Email tapping by ISPs, forwarder addresses, and crypto proxies

Eugen Leitl eugen at leitl.org
Wed Jul 7 08:17:48 PDT 2004


On Wed, Jul 07, 2004 at 10:28:01AM -0400, Tyler Durden wrote:

> Well, I don't actually believe it's all recorded. As I've attempted to
> explain previously, "they" almost certainly have risk models in place. When
> several variables twinkle enough (eg, origination area, IP address,
> presence of crypto...) some rule fires and then diverts a copy into the
> WASP'S Nest. There's probably some kind of key word search that either
> diverts the copy into storage or into the short list for an analyst to peek
> it.

How much plain text can ~10^9 online monkeys daily enter into their keyboard?
A ~10^3 average ballpark gives you a TByte/day (minus the redundancy), which
is currently a 1U worth of SATA RAID/day, or 3 years worth of world's entire
traffic
in a 10^3 node cluster, which is on the low side these days.
Hard drive storage density goes up exponentially, and probably
faster than people can go online (the old world has saturated) -- it isn't a
problem, given that population increase doesn't occur at these growth rates.
You don't have to delete anything, ever.

Given what Google manages with some 10^4..10^5 nodes, this problem set looks
puny in
comparison. Keeping the data on a cluster gives you the local crunch to do
some very nontrivial data mining, especially if you narrow the scope down
sufficiently to be able to lock the data in memory and crunch it there.

Fax OCR/telex is just as easy, speech recognition doable, given the budget.

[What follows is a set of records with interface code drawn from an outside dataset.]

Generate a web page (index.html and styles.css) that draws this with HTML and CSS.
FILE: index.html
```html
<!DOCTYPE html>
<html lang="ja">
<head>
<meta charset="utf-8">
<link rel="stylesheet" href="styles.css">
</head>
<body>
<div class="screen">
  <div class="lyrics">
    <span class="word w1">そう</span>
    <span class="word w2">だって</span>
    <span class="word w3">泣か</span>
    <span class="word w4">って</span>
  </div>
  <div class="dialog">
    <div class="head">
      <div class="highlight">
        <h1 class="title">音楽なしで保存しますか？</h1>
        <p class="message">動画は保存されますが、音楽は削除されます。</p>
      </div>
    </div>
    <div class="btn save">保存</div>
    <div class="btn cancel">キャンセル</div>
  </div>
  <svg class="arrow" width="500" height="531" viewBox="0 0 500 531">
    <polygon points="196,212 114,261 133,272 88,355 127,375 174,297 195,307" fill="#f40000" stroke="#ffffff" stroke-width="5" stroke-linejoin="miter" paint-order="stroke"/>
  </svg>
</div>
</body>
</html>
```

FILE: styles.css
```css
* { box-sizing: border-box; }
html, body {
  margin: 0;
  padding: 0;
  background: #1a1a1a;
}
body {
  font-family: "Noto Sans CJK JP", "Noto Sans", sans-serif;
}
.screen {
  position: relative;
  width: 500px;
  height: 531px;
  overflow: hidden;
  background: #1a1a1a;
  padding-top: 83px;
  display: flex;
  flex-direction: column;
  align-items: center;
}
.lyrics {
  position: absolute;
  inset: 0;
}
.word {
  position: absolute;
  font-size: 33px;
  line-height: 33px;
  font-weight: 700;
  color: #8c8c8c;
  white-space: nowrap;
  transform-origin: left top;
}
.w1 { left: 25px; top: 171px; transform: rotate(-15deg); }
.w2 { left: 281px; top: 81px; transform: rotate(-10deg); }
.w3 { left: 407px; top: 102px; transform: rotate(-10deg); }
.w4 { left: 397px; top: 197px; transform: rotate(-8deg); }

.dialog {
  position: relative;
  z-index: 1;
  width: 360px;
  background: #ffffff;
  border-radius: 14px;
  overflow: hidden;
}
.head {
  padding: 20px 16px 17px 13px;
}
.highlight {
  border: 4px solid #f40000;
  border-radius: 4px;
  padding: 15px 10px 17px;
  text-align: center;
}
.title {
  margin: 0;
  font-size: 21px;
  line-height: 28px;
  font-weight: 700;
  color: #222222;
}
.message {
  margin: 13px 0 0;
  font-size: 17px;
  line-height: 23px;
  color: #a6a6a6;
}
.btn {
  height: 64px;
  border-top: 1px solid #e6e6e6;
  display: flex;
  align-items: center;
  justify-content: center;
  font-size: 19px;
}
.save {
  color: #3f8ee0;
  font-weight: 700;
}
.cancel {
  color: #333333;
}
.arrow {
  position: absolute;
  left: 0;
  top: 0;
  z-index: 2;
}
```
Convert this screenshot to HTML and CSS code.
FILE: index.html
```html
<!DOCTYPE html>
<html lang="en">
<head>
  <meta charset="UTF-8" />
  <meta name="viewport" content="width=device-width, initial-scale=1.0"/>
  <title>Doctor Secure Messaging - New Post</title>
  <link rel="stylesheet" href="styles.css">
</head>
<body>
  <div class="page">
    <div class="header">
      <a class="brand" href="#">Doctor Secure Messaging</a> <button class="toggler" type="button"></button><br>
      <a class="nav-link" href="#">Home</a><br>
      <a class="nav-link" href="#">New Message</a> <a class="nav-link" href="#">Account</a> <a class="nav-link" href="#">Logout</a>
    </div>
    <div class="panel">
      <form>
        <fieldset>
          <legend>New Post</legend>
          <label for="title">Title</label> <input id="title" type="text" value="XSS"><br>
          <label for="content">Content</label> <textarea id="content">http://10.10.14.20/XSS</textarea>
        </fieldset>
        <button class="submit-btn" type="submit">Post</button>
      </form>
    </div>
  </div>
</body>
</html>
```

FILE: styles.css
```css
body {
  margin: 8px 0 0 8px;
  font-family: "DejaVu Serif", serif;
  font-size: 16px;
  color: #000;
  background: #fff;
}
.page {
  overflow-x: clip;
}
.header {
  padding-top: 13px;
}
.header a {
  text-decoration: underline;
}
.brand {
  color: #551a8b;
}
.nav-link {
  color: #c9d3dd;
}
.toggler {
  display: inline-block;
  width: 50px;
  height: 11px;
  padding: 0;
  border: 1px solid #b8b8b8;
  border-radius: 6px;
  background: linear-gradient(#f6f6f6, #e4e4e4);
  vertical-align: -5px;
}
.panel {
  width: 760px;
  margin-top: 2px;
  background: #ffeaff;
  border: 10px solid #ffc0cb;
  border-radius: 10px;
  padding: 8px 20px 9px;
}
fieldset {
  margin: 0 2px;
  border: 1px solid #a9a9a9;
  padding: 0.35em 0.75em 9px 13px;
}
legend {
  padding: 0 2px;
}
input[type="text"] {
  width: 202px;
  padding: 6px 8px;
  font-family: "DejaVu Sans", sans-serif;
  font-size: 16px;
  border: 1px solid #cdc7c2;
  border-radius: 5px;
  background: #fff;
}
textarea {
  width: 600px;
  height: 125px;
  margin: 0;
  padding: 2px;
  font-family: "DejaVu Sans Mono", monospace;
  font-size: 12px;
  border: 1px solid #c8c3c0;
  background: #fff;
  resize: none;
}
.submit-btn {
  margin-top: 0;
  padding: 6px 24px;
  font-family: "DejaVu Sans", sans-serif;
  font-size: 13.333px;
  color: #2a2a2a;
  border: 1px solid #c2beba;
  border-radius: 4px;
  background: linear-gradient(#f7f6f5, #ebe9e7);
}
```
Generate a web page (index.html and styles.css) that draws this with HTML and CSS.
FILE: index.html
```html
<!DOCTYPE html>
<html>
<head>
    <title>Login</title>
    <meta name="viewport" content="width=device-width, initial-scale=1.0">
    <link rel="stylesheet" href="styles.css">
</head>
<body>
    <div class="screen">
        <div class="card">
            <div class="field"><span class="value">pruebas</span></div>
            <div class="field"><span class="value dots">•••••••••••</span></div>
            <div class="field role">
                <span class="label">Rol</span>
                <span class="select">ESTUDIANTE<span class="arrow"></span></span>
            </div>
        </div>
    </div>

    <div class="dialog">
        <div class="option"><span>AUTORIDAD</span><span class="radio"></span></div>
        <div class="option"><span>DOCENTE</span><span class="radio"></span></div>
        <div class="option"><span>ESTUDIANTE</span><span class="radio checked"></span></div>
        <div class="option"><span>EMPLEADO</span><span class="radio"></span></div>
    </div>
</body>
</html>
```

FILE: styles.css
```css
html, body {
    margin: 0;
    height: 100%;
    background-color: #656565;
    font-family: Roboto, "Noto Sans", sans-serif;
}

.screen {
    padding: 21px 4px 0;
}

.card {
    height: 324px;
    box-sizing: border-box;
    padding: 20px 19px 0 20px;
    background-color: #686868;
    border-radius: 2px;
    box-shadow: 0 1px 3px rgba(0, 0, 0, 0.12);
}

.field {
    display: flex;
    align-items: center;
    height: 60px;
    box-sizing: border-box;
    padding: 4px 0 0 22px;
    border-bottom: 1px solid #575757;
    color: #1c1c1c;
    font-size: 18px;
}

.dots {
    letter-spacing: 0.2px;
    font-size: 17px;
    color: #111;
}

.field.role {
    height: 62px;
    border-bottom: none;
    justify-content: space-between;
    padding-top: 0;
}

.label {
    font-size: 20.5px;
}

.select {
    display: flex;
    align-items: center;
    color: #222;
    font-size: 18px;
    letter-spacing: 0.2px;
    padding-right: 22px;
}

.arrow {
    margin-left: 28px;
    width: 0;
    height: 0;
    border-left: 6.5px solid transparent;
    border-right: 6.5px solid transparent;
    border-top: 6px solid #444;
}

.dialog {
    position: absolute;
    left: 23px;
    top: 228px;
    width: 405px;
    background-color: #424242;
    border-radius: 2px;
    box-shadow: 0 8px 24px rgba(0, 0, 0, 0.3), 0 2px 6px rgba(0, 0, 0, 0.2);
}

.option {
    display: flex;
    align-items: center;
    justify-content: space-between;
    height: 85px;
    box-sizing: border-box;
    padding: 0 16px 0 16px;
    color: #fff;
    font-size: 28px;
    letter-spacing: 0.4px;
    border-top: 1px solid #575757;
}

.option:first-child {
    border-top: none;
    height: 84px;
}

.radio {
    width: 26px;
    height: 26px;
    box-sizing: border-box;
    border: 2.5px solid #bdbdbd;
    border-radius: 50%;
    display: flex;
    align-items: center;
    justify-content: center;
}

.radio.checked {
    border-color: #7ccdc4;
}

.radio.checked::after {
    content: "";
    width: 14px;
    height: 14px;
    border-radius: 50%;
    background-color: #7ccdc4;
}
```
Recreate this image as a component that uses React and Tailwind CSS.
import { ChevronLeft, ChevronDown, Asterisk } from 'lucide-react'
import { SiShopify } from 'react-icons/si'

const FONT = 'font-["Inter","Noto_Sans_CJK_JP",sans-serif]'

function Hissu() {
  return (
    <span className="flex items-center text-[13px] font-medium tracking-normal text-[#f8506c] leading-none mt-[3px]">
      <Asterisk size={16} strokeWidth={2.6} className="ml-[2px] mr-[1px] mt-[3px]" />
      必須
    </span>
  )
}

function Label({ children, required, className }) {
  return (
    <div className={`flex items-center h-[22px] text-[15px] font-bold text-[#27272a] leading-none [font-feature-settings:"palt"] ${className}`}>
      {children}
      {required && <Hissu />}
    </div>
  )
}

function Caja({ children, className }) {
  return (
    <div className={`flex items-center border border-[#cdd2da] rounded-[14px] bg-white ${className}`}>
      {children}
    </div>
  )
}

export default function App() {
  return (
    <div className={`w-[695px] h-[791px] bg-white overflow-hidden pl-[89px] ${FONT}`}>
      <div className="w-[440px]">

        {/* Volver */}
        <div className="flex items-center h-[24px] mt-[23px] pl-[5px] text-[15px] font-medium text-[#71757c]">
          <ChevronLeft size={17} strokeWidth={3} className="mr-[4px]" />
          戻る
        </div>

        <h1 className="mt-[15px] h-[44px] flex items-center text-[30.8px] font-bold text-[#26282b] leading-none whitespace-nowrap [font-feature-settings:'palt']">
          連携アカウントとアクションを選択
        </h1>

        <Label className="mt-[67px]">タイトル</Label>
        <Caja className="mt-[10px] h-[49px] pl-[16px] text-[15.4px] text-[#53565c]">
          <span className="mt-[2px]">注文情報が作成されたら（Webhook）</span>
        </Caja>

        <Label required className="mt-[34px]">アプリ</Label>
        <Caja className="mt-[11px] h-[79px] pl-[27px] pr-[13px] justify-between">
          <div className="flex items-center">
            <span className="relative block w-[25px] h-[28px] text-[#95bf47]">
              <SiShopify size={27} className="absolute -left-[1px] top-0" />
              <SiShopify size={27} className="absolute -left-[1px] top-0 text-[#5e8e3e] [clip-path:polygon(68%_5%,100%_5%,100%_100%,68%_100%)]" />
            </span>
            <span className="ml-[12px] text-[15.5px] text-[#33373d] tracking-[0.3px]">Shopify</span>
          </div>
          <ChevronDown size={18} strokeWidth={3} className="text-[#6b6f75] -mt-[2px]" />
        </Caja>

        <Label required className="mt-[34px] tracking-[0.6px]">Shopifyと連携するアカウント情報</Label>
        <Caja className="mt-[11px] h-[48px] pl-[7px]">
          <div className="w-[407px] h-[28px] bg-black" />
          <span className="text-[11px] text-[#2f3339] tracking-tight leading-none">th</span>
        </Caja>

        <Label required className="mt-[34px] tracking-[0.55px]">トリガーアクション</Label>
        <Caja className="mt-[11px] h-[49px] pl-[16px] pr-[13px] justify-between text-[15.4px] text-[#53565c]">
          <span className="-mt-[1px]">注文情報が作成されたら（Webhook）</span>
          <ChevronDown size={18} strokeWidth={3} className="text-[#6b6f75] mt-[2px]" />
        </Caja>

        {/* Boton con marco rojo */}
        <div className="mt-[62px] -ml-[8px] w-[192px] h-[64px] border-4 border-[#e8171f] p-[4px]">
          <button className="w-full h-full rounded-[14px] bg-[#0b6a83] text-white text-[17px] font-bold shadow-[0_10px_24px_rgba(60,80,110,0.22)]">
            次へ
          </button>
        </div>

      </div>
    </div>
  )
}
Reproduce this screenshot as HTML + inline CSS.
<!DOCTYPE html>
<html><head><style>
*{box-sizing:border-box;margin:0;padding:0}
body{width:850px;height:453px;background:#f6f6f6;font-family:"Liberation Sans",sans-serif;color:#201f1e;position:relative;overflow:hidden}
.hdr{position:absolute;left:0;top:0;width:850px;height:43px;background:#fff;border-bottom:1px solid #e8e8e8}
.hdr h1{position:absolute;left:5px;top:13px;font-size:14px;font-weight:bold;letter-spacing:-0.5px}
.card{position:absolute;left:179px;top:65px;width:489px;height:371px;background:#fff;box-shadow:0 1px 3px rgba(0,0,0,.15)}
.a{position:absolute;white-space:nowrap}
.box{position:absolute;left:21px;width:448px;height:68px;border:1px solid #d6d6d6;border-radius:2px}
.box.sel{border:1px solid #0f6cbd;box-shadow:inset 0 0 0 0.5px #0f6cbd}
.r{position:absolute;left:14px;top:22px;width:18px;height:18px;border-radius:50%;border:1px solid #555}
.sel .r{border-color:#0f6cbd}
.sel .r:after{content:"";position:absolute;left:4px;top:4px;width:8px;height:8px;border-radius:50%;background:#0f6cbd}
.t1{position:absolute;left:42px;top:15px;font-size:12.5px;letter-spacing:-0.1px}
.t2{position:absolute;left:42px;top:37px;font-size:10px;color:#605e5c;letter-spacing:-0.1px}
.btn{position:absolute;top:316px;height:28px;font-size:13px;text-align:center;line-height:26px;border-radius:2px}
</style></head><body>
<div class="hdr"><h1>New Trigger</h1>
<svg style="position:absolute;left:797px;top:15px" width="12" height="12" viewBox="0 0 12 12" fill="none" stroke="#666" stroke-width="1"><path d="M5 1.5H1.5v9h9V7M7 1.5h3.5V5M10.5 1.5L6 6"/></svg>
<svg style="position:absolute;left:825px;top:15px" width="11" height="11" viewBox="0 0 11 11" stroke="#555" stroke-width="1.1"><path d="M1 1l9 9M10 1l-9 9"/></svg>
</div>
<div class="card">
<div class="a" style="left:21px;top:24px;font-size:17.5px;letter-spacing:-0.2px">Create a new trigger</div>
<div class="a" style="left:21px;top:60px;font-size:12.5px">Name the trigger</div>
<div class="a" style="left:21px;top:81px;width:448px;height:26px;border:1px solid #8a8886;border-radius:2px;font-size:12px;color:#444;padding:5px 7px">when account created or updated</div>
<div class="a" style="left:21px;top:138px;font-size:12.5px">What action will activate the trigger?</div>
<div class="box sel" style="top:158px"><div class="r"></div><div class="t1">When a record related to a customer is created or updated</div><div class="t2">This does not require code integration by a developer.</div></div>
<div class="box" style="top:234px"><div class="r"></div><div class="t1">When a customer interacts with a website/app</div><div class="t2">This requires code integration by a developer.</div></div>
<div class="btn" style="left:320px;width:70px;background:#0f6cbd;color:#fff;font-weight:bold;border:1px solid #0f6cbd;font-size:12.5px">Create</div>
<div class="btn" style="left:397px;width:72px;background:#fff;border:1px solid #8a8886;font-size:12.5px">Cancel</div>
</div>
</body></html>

We don't know whether they are actually doing it (I *think* these people are
too conservative to be doing clusters right now, so they're probably doing
storage hierarchies with tape libraries -- but then they as well could be MIB
types years ahead of the mainstream), the point it is that they
could, given the documented amount of hired talent and official budget.